3) Determine the due date for submitting a description of the show for use in the venue's calendar and/or on their website, if they have these resources. Include at least one compelling graphic (often a still from the video itself) that describes the show or issues involved.
3 WEEKS BEFORE SCREENING
1) Write a Press Release. (Find out how here)
2) Email press release to local media. Be sure to include your suggested donation amount for admission (we always say "No one turned away for lack of funds," and we mean it). You can also say something like "Sliding Scale, $5-50."
- some calendars want to know if the venue is Handicapped Accessible, or other details.
- you might also want to suggest to the local media some way that your screening might qualify for coverage by tieing it in with recent or upcoming political actions or events.
3) Make Internet and e-mail postings:
- build an email list of interested people and organizations if you do regular screenings. You can surf around a bit on the internet for some local organizations to Spam, and you can make a Sign-Up Sheet for your audience to get more info in the future. Be sure to ask for Name, Phone Number and Email Address.
4) Explore other ways to announce your event - eg local and alternative radio.
5) Discuss serving refreshments with a local group or your friendly local health food store if the screening is about an issue they might support. This is also another way to raise money if you charge for drinks or snacks. Sometimes the venue itself has this covered because it can be so valuable.
6) Make invitations to groups who might have appropriate tabling material available. Find out if you need to have a table or space made available for them.
2 WEEKS BEFORE THE SCREENING
1) Design a flyer. You can do it by hand or by using a software program like Quark or Pagemaker. You usually get a discount the more copies you make. Try getting a discount for being not-for-profit and a local community group.
2) Post flyer at local media and arts centers early on.
3) Email or post flyers to local organizations and non-profits that would support the event: environmental, labor, community, human rights, etc.
4) Begin flyering of the town or neighborhood the event will screen in.
1 WEEK BEFORE THE SCREENING
1) Finalize the show.
- watch all video tapes and plan order of show.
- check tapes for audio and video problems.
- write notes for the MC, including list of who is speaking and who produced videos.
- decide when lights go on and off.
- consider an intermission if the programming is long.
- will you have music playing as people come in?
- Question and Answer time?
- will there be an event or activity immediately after the show?
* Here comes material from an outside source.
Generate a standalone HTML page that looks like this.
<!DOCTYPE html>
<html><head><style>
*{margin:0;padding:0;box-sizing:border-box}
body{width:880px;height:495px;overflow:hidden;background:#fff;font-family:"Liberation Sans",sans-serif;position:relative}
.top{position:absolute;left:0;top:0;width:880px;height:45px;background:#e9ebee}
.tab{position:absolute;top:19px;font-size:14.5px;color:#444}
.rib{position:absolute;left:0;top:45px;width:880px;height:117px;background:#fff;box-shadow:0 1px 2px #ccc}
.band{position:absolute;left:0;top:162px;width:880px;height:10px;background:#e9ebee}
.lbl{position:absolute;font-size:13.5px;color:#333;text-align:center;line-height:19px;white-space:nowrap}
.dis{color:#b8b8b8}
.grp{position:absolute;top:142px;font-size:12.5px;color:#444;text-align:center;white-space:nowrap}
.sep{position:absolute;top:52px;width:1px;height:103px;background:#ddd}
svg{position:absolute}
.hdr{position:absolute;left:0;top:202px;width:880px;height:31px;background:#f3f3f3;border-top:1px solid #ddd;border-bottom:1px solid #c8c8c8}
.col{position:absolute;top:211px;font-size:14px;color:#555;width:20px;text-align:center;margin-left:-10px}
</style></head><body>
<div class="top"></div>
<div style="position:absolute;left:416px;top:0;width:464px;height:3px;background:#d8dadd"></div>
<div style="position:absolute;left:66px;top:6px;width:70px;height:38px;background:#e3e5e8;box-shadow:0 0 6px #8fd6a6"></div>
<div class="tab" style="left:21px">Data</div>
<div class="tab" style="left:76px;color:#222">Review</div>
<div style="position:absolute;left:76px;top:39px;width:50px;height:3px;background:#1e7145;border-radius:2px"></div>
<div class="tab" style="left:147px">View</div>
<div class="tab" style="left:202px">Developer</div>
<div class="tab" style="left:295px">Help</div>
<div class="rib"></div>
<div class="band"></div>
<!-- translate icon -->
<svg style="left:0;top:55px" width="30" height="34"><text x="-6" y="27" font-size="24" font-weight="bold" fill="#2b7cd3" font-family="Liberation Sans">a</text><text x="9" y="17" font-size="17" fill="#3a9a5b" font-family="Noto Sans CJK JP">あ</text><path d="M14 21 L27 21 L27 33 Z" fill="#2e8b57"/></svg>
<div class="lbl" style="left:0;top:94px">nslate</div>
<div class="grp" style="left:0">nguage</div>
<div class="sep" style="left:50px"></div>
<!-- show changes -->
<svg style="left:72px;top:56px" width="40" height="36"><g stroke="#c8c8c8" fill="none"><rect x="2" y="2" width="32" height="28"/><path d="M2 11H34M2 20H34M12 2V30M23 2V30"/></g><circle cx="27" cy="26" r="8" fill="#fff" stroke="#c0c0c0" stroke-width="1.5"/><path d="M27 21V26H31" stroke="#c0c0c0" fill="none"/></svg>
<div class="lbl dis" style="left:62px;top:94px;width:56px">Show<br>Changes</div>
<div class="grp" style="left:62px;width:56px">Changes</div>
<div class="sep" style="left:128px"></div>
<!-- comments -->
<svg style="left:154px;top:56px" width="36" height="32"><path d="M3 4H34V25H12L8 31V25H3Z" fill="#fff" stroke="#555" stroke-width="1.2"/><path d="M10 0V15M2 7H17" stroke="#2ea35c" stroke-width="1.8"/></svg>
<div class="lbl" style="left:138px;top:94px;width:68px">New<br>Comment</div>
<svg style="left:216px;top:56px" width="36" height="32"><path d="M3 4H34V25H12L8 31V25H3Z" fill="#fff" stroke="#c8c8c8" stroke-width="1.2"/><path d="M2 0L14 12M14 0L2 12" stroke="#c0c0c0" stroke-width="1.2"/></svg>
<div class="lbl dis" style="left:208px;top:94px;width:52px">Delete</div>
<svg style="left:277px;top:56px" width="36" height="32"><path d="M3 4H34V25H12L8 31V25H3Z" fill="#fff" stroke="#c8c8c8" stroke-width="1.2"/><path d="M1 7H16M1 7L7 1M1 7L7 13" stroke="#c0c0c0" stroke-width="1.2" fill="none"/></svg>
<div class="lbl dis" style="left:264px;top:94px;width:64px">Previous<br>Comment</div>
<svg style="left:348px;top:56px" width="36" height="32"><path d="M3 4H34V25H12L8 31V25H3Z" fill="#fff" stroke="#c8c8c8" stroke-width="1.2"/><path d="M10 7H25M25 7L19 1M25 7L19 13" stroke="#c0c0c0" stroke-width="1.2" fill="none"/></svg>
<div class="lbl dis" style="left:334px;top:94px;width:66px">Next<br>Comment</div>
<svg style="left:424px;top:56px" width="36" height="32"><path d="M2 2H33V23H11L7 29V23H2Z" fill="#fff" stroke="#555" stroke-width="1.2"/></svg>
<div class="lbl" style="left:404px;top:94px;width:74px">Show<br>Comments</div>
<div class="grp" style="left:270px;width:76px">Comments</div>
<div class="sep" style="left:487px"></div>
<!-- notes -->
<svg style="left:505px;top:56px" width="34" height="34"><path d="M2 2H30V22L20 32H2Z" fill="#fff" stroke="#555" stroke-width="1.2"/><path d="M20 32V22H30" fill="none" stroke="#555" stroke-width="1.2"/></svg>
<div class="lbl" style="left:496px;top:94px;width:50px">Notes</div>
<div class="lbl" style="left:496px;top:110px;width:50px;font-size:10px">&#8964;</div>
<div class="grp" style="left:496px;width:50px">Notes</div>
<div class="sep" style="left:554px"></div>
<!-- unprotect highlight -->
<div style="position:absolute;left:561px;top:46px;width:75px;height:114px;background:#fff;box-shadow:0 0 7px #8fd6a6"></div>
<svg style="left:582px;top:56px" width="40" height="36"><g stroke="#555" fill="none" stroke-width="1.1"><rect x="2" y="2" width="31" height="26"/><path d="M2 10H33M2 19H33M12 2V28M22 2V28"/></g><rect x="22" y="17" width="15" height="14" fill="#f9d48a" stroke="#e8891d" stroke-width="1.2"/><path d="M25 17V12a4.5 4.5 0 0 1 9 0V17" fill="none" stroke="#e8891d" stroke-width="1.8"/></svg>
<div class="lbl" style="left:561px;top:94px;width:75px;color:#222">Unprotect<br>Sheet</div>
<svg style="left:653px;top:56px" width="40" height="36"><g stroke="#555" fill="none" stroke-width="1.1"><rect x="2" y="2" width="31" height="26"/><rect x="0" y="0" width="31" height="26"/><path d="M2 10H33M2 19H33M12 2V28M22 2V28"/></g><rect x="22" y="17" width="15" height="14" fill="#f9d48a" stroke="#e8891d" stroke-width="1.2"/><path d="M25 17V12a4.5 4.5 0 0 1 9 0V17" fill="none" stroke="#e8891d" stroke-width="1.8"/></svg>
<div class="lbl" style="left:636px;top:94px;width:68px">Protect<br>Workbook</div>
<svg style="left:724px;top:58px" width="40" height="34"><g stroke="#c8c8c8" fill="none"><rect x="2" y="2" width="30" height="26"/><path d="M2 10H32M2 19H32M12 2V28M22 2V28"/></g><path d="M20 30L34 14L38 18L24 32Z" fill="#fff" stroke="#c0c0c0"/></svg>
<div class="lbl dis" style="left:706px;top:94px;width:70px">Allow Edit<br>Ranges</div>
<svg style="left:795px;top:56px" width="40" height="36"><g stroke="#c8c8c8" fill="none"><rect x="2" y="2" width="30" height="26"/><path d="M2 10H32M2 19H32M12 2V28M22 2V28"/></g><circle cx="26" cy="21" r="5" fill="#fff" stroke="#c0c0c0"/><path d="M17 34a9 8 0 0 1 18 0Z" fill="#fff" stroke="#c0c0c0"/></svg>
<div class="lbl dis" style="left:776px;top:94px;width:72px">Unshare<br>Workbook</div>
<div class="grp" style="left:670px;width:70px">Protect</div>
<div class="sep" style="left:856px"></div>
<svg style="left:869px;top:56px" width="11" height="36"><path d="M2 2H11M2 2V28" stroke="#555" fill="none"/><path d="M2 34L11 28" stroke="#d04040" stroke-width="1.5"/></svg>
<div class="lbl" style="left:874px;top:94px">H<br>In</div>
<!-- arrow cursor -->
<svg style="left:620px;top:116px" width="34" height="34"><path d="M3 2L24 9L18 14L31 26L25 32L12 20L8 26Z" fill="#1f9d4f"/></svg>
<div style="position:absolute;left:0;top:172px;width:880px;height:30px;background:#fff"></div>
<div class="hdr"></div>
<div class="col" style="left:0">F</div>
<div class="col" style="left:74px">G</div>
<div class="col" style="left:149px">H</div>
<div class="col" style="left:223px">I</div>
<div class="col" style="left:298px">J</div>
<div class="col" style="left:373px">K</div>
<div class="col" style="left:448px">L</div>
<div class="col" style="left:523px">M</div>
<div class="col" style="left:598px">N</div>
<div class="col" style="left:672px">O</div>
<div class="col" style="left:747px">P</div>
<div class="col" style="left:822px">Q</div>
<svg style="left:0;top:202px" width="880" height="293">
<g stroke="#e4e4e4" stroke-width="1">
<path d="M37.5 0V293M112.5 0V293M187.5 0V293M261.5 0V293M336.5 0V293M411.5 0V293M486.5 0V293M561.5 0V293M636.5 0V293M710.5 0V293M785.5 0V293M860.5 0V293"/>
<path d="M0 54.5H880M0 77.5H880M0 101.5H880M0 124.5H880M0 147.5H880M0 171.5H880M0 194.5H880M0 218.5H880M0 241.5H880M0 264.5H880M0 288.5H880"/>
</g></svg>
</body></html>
2) Confirm times and responsibilities with people involved in the screening. Who runs the projector? Who collects admission? Give them the basic schedule of the night and remind them to show up 45-60 minutes before the show to help set up (depending on how much they are involved). Determine who will stay to help clean up and gather your materials.
3) Begin saturation flyering. Focus on coffee shops, cafes, bookstores, community centres and health food stores. Telephone poles and walls are okay, but get pulled down or covered up quickly. You should check them daily for replacement.
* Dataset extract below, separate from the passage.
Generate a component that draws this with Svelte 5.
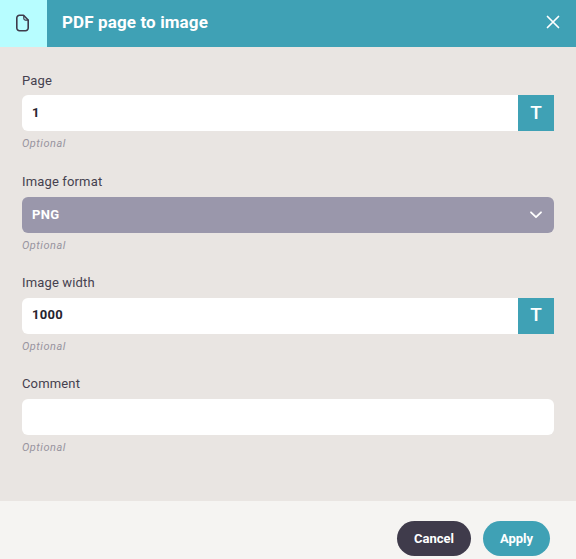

4) Phone calls: call your friends, activists, everyone you know to remind them about the show. This works. Make a follow up call to your local media contact if this is truly a newsworthy event.
1) Set up one hour (minimum) before show:
- check that all video and audio equipment is set up (probably a laptop computer and sound system)
- DO A SOUND CHECK
- make a playlist
- set up tabling materials and/or refreshments.
2) Audience usually begins arriving 15 -30 minutes before show time, and often for 30 minutes after. Figure on starting show about 10 - 20 minutes after scheduled time.
3) You are the bottom-line for the show. That means you need to stick around to help clean up coffee cups and newspapers and other trash left on the floor, that you make sure you get the money from the staff person or volunteer who was doing the door, and that screening room chairs and tables are in order.
... But don't forget to chill out and meet some new people - screenings are great for networking and socializing. Have fun, that's half the reason to do another one!